Tuesday, March 8, 2016

“Professing” Christians—a Misnomer? (Meditation for Easter)

Many people think that if someone is not living like a Christian, perhaps they never were one. Even if they claimed to be a believer in the past, even if they used to display Christian virtues and disciplines, even if they talked about Christ to unbelievers. Some well-known Christian leaders try to tell us people who fall away only professed but did not possess Christ. And yet the Bible teaches that becoming a Christian is permanent! So which is it?

The key lies with the doctrines of justification and sanctification.
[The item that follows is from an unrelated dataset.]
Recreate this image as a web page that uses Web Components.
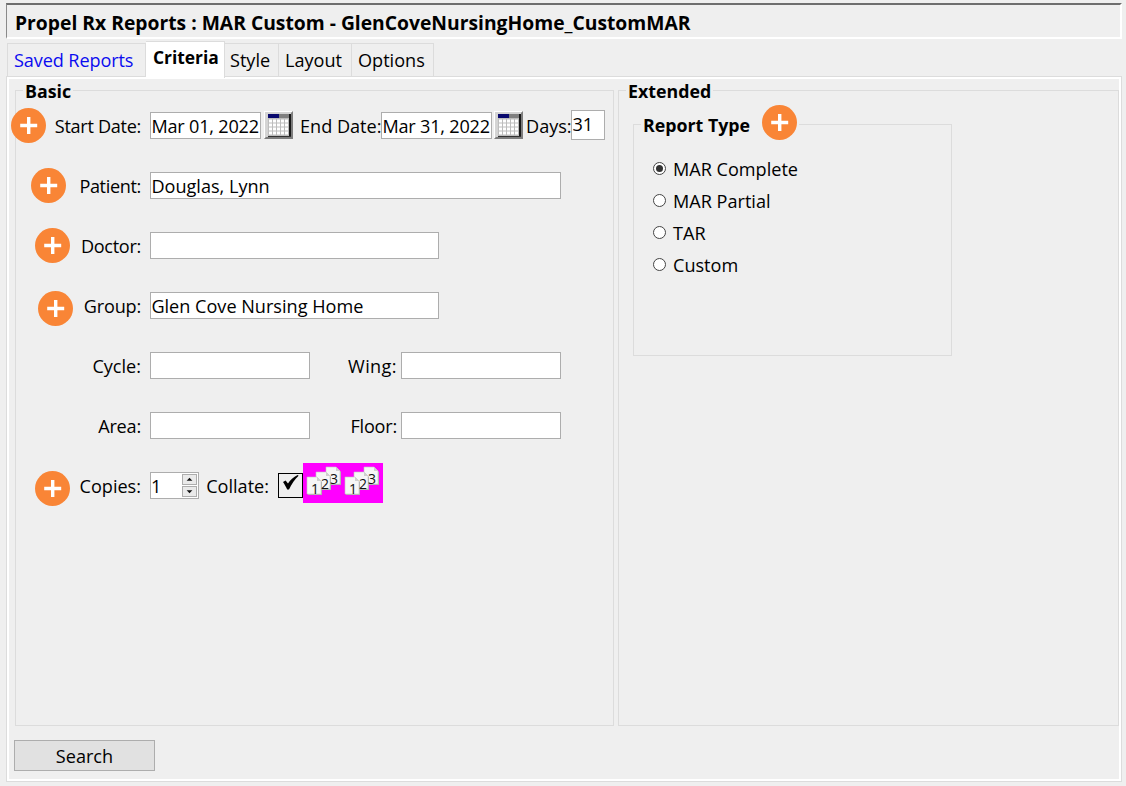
<!DOCTYPE html>
<html>
<head>
<meta charset="utf-8">
<title>Propel Rx Reports</title>
<style>
    html, body { margin: 0; height: 100%; }
    body {
        width: 1126px;
        height: 786px;
        overflow: hidden;
        background: #efefef;
        color: #000;
        font: 18.1px "Open Sans", "Noto Sans", sans-serif;
    }
</style>
</head>
<body>
<rx-report-window>
    <rx-title-bar slot="title">Propel Rx Reports : MAR Custom - GlenCoveNursingHome_CustomMAR</rx-title-bar>
    <rx-tab slot="tabs" link style="--w:139px;--pad:6px">Saved Reports</rx-tab>
    <rx-tab slot="tabs" selected style="--w:79px;--pad:7px">Criteria</rx-tab>
    <rx-tab slot="tabs" style="--w:54px;--pad:5px">Style</rx-tab>
    <rx-tab slot="tabs" style="--w:73px;--pad:6px">Layout</rx-tab>
    <rx-tab slot="tabs" style="--w:82px;--pad:6px">Options</rx-tab>

    <rx-group slot="basic" legend="Basic">
        <rx-form-row label="Start Date:" add style="--add-gap:9px;--ls:-.3px">
            <rx-text-box style="--w:111px;letter-spacing:-.2px">Mar 01, 2022</rx-text-box>
            <rx-calendar-button style="margin-left:3px"></rx-calendar-button>
            <rx-label style="margin-left:7px;width:81px">End Date:</rx-label>
            <rx-text-box style="--w:111px;letter-spacing:-.2px">Mar 31, 2022</rx-text-box>
            <rx-calendar-button style="margin-left:2px"></rx-calendar-button>
            <rx-label style="margin-left:3px;width:45px">Days:</rx-label>
            <rx-text-box style="--w:34px;--h:30px">31</rx-text-box>
        </rx-form-row>
        <rx-form-row label="Patient:" add style="--add-gap:13px;--ls:-.35px">
            <rx-text-box style="--w:411px">Douglas, Lynn</rx-text-box>
        </rx-form-row>
        <rx-form-row label="Doctor:" add style="--add-gap:11px;--ls:-.3px">
            <rx-text-box style="--w:289px"></rx-text-box>
        </rx-form-row>
        <rx-form-row label="Group:" add style="--add-gap:11px;--ls:-.2px;--add-drop:6px">
            <rx-text-box style="--w:289px">Glen Cove Nursing Home</rx-text-box>
        </rx-form-row>
        <rx-form-row label="Cycle:">
            <rx-text-box style="--w:160px"></rx-text-box>
            <rx-label style="width:87px;margin-right:4px;letter-spacing:.4px">Wing:</rx-label>
            <rx-text-box style="--w:160px"></rx-text-box>
        </rx-form-row>
        <rx-form-row label="Area:" style="--ls:-.2px">
            <rx-text-box style="--w:160px"></rx-text-box>
            <rx-label style="width:87px;margin-right:4px;letter-spacing:-.2px">Floor:</rx-label>
            <rx-text-box style="--w:160px"></rx-text-box>
        </rx-form-row>
        <rx-form-row label="Copies:" add style="--add-gap:10px;--add-drop:6px">
            <rx-spin-box value="1"></rx-spin-box>
            <rx-label style="width:70px">Collate:</rx-label>
            <rx-check-box style="margin-left:9px"></rx-check-box>
            <rx-collate-icon style="margin-top:-4px"></rx-collate-icon>
        </rx-form-row>
    </rx-group>

    <rx-group slot="extended" legend="Extended">
        <rx-group class="nested" legend="Report Type" add style="--w:319px;--h:249px;--gap:12px;--add-lift:-2px;margin:6px 0 0 14px">
            <rx-radio-list>
                <rx-radio checked>MAR Complete</rx-radio>
                <rx-radio>MAR Partial</rx-radio>
                <rx-radio>TAR</rx-radio>
                <rx-radio>Custom</rx-radio>
            </rx-radio-list>
        </rx-group>
    </rx-group>

    <rx-push-button slot="actions">Search</rx-push-button>
</rx-report-window>

<script>
class RxReportWindow extends HTMLElement {
    connectedCallback() {
        this.attachShadow({ mode: 'open' });
        this.shadowRoot.innerHTML = `
            <style>
                :host { display: flex; flex-direction: column; height: 786px; box-sizing: border-box; padding: 3px 4px 4px 6px; }
                .tabs { display: flex; margin: 4px 0 0 1px; height: 33px; position: relative; z-index: 1; }
                .panel {
                    flex: 1;
                    box-sizing: border-box;
                    border: 1px solid #dcdcdc;
                    box-shadow: inset 0 0 0 2px #fff;
                    padding: 3px 3px 10px 8px;
                    display: flex;
                    flex-direction: column;
                }
                .groups { flex: 1; display: grid; grid-template-columns: 599px 501px; column-gap: 4px; }
                .actions { margin: 14px 0 0 -1px; }
            </style>
            <slot name="title"></slot>
            <div class="tabs"><slot name="tabs"></slot></div>
            <div class="panel">
                <div class="groups">
                    <slot name="basic"></slot>
                    <slot name="extended"></slot>
                </div>
                <div class="actions"><slot name="actions"></slot></div>
            </div>
        `;
    }
}

class RxTitleBar extends HTMLElement {
    connectedCallback() {
        this.attachShadow({ mode: 'open' });
        this.shadowRoot.innerHTML = `
            <style>
                :host {
                    display: block;
                    box-sizing: border-box;
                    height: 36px;
                    line-height: 36px;
                    padding-left: 8px;
                    border-top: 2px solid #6e6e6e;
                    border-left: 1px solid #8a8a8a;
                    border-right: 2px solid #fff;
                    border-bottom: 2px solid #fff;
                    font-size: 19.3px;
                    font-weight: 700;
                    white-space: nowrap;
                }
            </style>
            <slot></slot>
        `;
    }
}

class RxTab extends HTMLElement {
    connectedCallback() {
        this.attachShadow({ mode: 'open' });
        this.shadowRoot.innerHTML = `
            <style>
                :host {
                    display: block;
                    box-sizing: border-box;
                    width: var(--w);
                    height: 33px;
                    padding-left: var(--pad);
                    line-height: 33px;
                    border: 1px solid #dcdcdc;
                    border-bottom: 0;
                    border-left: 0;
                    white-space: nowrap;
                }
                :host([link]) { color: #0b0bf0; border-left: 1px solid #dcdcdc; letter-spacing: -.1px; }
                :host([selected]) {
                    position: relative;
                    height: 37px;
                    margin-top: -2px;
                    background: #fff;
                    font-size: 17.4px;
                    font-weight: 700;
                    line-height: 31px;
                }
            </style>
            <slot></slot>
        `;
    }
}

class RxGroup extends HTMLElement {
    connectedCallback() {
        this.attachShadow({ mode: 'open' });
        const add = this.hasAttribute('add') ? '<rx-add-button></rx-add-button>' : '';
        this.shadowRoot.innerHTML = `
            <style>
                :host { display: block; width: var(--w, auto); height: var(--h, auto); min-width: 0; }
                fieldset {
                    box-sizing: border-box;
                    height: 100%;
                    margin: 0;
                    padding: 0;
                    min-width: 0;
                    border: 1px solid #dcdcdc;
                }
                legend {
                    display: flex;
                    align-items: center;
                    gap: var(--gap, 0);
                    margin-left: 7px;
                    padding: 0 2px;
                    line-height: 21px;
                    font-size: 17.8px;
                    font-weight: 700;
                }
                legend span { transform: translateY(1px); }
                legend rx-add-button { transform: translateY(var(--add-lift, 0)); }
            </style>
            <fieldset>
                <legend><span>${this.getAttribute('legend')}</span>${add}</legend>
                <slot></slot>
            </fieldset>
        `;
    }
}

class RxFormRow extends HTMLElement {
    connectedCallback() {
        this.attachShadow({ mode: 'open' });
        const add = this.hasAttribute('add') ? '<rx-add-button></rx-add-button>' : '';
        this.shadowRoot.innerHTML = `
            <style>
                :host { display: flex; align-items: center; height: 48px; margin-bottom: 12px; }
                .lead {
                    flex: none;
                    width: 125px;
                    margin-right: 9px;
                    display: flex;
                    justify-content: flex-end;
                    align-items: center;
                    gap: var(--add-gap, 0);
                    white-space: nowrap;
                }
                .lead span { padding-top: 2px; letter-spacing: var(--ls, 0); }
                .lead rx-add-button { margin-top: var(--add-drop, 0); }
                .controls { display: flex; align-items: center; }
            </style>
            <div class="lead">${add}<span>${this.getAttribute('label')}</span></div>
            <div class="controls"><slot></slot></div>
        `;
    }
}

class RxLabel extends HTMLElement {
    connectedCallback() {
        this.attachShadow({ mode: 'open' });
        this.shadowRoot.innerHTML = `
            <style>
                :host { display: block; flex: none; padding-top: 2px; text-align: right; white-space: nowrap; }
            </style>
            <slot></slot>
        `;
    }
}

class RxTextBox extends HTMLElement {
    connectedCallback() {
        this.attachShadow({ mode: 'open' });
        this.shadowRoot.innerHTML = `
            <style>
                :host {
                    display: block;
                    flex: none;
                    box-sizing: border-box;
                    width: var(--w);
                    height: var(--h, 27px);
                    line-height: 27px;
                    padding-left: .4px;
                    background: #fff;
                    border: 1px solid #adadad;
                    white-space: nowrap;
                    overflow: hidden;
                }
            </style>
            <slot></slot>
        `;
    }
}

class RxCalendarButton extends HTMLElement {
    connectedCallback() {
        this.attachShadow({ mode: 'open' });
        let cells = '';
        for (let r = 0; r < 4; r++) {
            for (let c = 0; c < 5; c++) {
                cells += `<rect x="${5 + c * 4}" y="${8.5 + r * 4}" width="3" height="3" fill="#fff"/>`;
            }
        }
        this.shadowRoot.innerHTML = `
            <style>
                :host { display: block; flex: none; width: 29px; height: 28px; }
                svg { display: block; }
            </style>
            <svg width="29" height="28" viewBox="0 0 29 28">
                <rect width="29" height="28" fill="#d4d4d4"/>
                <path d="M0 28V0H29L28 1H1V27Z" fill="#fff"/>
                <path d="M29 0V28H0L2 26H27V2Z" fill="#7d7d7d"/>
                <rect x="4" y="3" width="21" height="22" fill="#bdbdbd"/>
                <rect x="4" y="3" width="11" height="4" fill="#0a0a6e"/>
                <rect x="15" y="3" width="10" height="4" fill="#808080"/>
                <rect x="25" y="3" width="2" height="23" fill="#1a1a1a"/>
                <rect x="4" y="25" width="23" height="1" fill="#333"/>
                ${cells}
            </svg>
        `;
    }
}

class RxAddButton extends HTMLElement {
    connectedCallback() {
        this.attachShadow({ mode: 'open' });
        this.shadowRoot.innerHTML = `
            <style>
                :host { display: block; flex: none; width: 35px; height: 35px; }
                svg { display: block; }
            </style>
            <svg width="35" height="35" viewBox="0 0 35 35">
                <circle cx="17.5" cy="17.5" r="17.5" fill="#f98536"/>
                <path d="M16 9h3.4v6.8h6.8v3.4h-6.8V26H16v-6.8H9.2v-3.4H16Z" fill="#fff"/>
            </svg>
        `;
    }
}

class RxSpinBox extends HTMLElement {
    connectedCallback() {
        this.attachShadow({ mode: 'open' });
        this.shadowRoot.innerHTML = `
            <style>
                :host {
                    display: flex;
                    flex: none;
                    box-sizing: border-box;
                    width: 49px;
                    height: 27px;
                    line-height: 27px;
                    background: #fff;
                    border: 1px solid #adadad;
                }
                .value { flex: 1; }
                .arrows { display: flex; flex-direction: column; gap: 1px; width: 15px; margin: 0 1px; padding-top: 1px; }
                .arrows svg { display: block; background: #eaeaea; border: 1px solid #adadad; box-sizing: border-box; }
            </style>
            <span class="value">${this.getAttribute('value')}</span>
            <div class="arrows">
                <svg width="15" height="11" viewBox="0 0 15 11"><path d="M4 7l3.5-3.5L11 7Z" fill="#111"/></svg>
                <svg width="15" height="11" viewBox="0 0 15 11"><path d="M4 4l3.5 3.5L11 4Z" fill="#111"/></svg>
            </div>
        `;
    }
}

class RxCheckBox extends HTMLElement {
    connectedCallback() {
        this.attachShadow({ mode: 'open' });
        this.shadowRoot.innerHTML = `
            <style>
                :host { display: block; flex: none; box-sizing: border-box; width: 25px; height: 25px; border: 1px solid #000; }
                svg { display: block; }
            </style>
            <svg width="23" height="23" viewBox="0 0 23 23">
                <path d="M4 8l2.6-1.6 2.4 3.2C11 6 14.5 3 18.6 1l1 .8C16 5 12.6 10 10 15.5H8.2C7 13 5.6 10.2 4 8Z" fill="#000"/>
            </svg>
        `;
    }
}

class RxCollateIcon extends HTMLElement {
    connectedCallback() {
        this.attachShadow({ mode: 'open' });
        const page = (x, y) => `
            <path d="M${x + 1} ${y + 1}h10l4 4v13h-14Z" fill="#b0b0b0"/>
            <path d="M${x} ${y}h10l4 4v13h-14Z" fill="#f6f6f6" stroke="#c4c4c4" stroke-width=".6"/>
            <path d="M${x + 10} ${y}v4h4Z" fill="#cfcfcf"/>`;
        const digit = (x, y, n) => `<text x="${x}" y="${y}" text-anchor="middle" font-size="14" font-family="Open Sans, sans-serif" fill="#111">${n}</text>`;
        // digits go on last so the front page never cuts them
        const stack = (o) => page(o + 23, 4) + page(o + 13, 9) + page(o + 4, 14)
            + digit(o + 31, 21, 3) + digit(o + 22, 25.5, 2) + digit(o + 12, 30.5, 1);
        this.shadowRoot.innerHTML = `
            <style>
                :host { display: block; flex: none; width: 80px; height: 40px; background: #f0f; }
                svg { display: block; }
            </style>
            <svg width="80" height="40" viewBox="0 0 80 40">${stack(0)}${stack(38)}</svg>
        `;
    }
}

class RxRadioList extends HTMLElement {
    connectedCallback() {
        this.attachShadow({ mode: 'open' });
        this.shadowRoot.innerHTML = `
            <style>
                :host { display: block; padding: 10px 0 0 19px; }
            </style>
            <slot></slot>
        `;
    }
}

class RxRadio extends HTMLElement {
    connectedCallback() {
        this.attachShadow({ mode: 'open' });
        const dot = this.hasAttribute('checked') ? '<circle cx="6.5" cy="6.5" r="3.5" fill="#333"/>' : '';
        this.shadowRoot.innerHTML = `
            <style>
                :host { display: flex; align-items: center; gap: 7px; height: 32px; white-space: nowrap; }
                svg { display: block; flex: none; }
                span { padding-top: 2px; }
            </style>
            <svg width="13" height="13" viewBox="0 0 13 13">
                <circle cx="6.5" cy="6.5" r="6" fill="#fff" stroke="#444"/>${dot}
            </svg>
            <span><slot></slot></span>
        `;
    }
}

class RxPushButton extends HTMLElement {
    connectedCallback() {
        this.attachShadow({ mode: 'open' });
        this.shadowRoot.innerHTML = `
            <style>
                :host {
                    display: block;
                    box-sizing: border-box;
                    width: 141px;
                    height: 31px;
                    line-height: 31px;
                    text-align: center;
                    background: #e1e1e1;
                    border: 1px solid #adadad;
                }
            </style>
            <slot></slot>
        `;
    }
}

customElements.define('rx-report-window', RxReportWindow);
customElements.define('rx-title-bar', RxTitleBar);
customElements.define('rx-tab', RxTab);
customElements.define('rx-group', RxGroup);
customElements.define('rx-form-row', RxFormRow);
customElements.define('rx-label', RxLabel);
customElements.define('rx-text-box', RxTextBox);
customElements.define('rx-calendar-button', RxCalendarButton);
customElements.define('rx-add-button', RxAddButton);
customElements.define('rx-spin-box', RxSpinBox);
customElements.define('rx-check-box', RxCheckBox);
customElements.define('rx-collate-icon', RxCollateIcon);
customElements.define('rx-radio-list', RxRadioList);
customElements.define('rx-radio', RxRadio);
customElements.define('rx-push-button', RxPushButton);
</script>
</body>
</html>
Let me explain these big Bible words, which are important Bible themes.

Justification means God declaring a sinner righteous. Not because we deserve it, earn it, become worthy of it, or attempt to pay God back. But because of God’s Grace and Christ’s provision. Jesus was our sinless substitute, who paid our debt; took the penalty for our sins, which was death; and defeated spiritual and physical death by rising again. Because of this, we remember Good Friday and celebrate Easter.

Sanctification means holy living—being set apart from sin to God. Christians sometimes do well at this and sometimes fail. It depends on our choices. We can give in to temptation or resist it. We can yield to the desires of our flesh and mind or yield to the Spirit and conquer our thoughts. This is an ongoing battle, and we will never reach perfection in this life. Long ago I realized that the only sinless Christian is a dead one (because then we are with the Lord)! Nevertheless, God’s resources are available to us through the life of Christ, but we must appropriate them.

Therefore, justification is God’s gracious work. The only requirement for us is to believe it by faith. When we do this, God declares us righteous. However, sanctification is both God’s work and ours. According to Romans 8 and Galatians 5:16-26, the Holy Spirit leads willing Christians to resist sins and practice righteousness.[1] There is no limit to how long we are declared righteous, nor how completely, but we do limit ourselves in regard to living righteously. I hope you see the difference. Consider the following illustration.

Once we have our human parents’ DNA we never lose it, even if we disown them, change our name and refuse all contact. Admittedly that rarely happens, but it can. What happens quite often, however, is that children disobey their parents and experience guilt. They hide in their rooms and want to avoid contact. When their sin is revealed and confessed, and perhaps punished, fellowship is restored.

Likewise, once we are God’s child, we can never end the relationship even if we end our fellowship with Him by persistent sin or by denying God. (For excellent commentary on 2 Timothy 2:11-13, see soniclight.org, Study Notes, 2 Timothy, pages 22-23.) However we often sabotage our fellowship with God by disobedience, even for long periods of time. We are still justified, but we are not sanctified (holy) until we admit our sin (1 John 1:9), at which time God cleanses and restores us to fellowship.

In conclusion, there are two categories of believers. All who have believed in Christ for eternal life do possess eternal life, whether they "profess" it or not. The two categories of Christians are those who are in fellowship with Christ and those who are not in fellowship because of sin or carnality.

For a better and clearer explanation of these truths, see gracelife.org, Resources, GraceNotes, numbers 64, 28, 19, 9.

[1] Notice the context of the two NT verses that exhort us to be led by the Spirit. The context is not trying to discern God’s will re our daily decisions and future. Rather, the Spirit leads us to deny the flesh and engage in righteous behavior.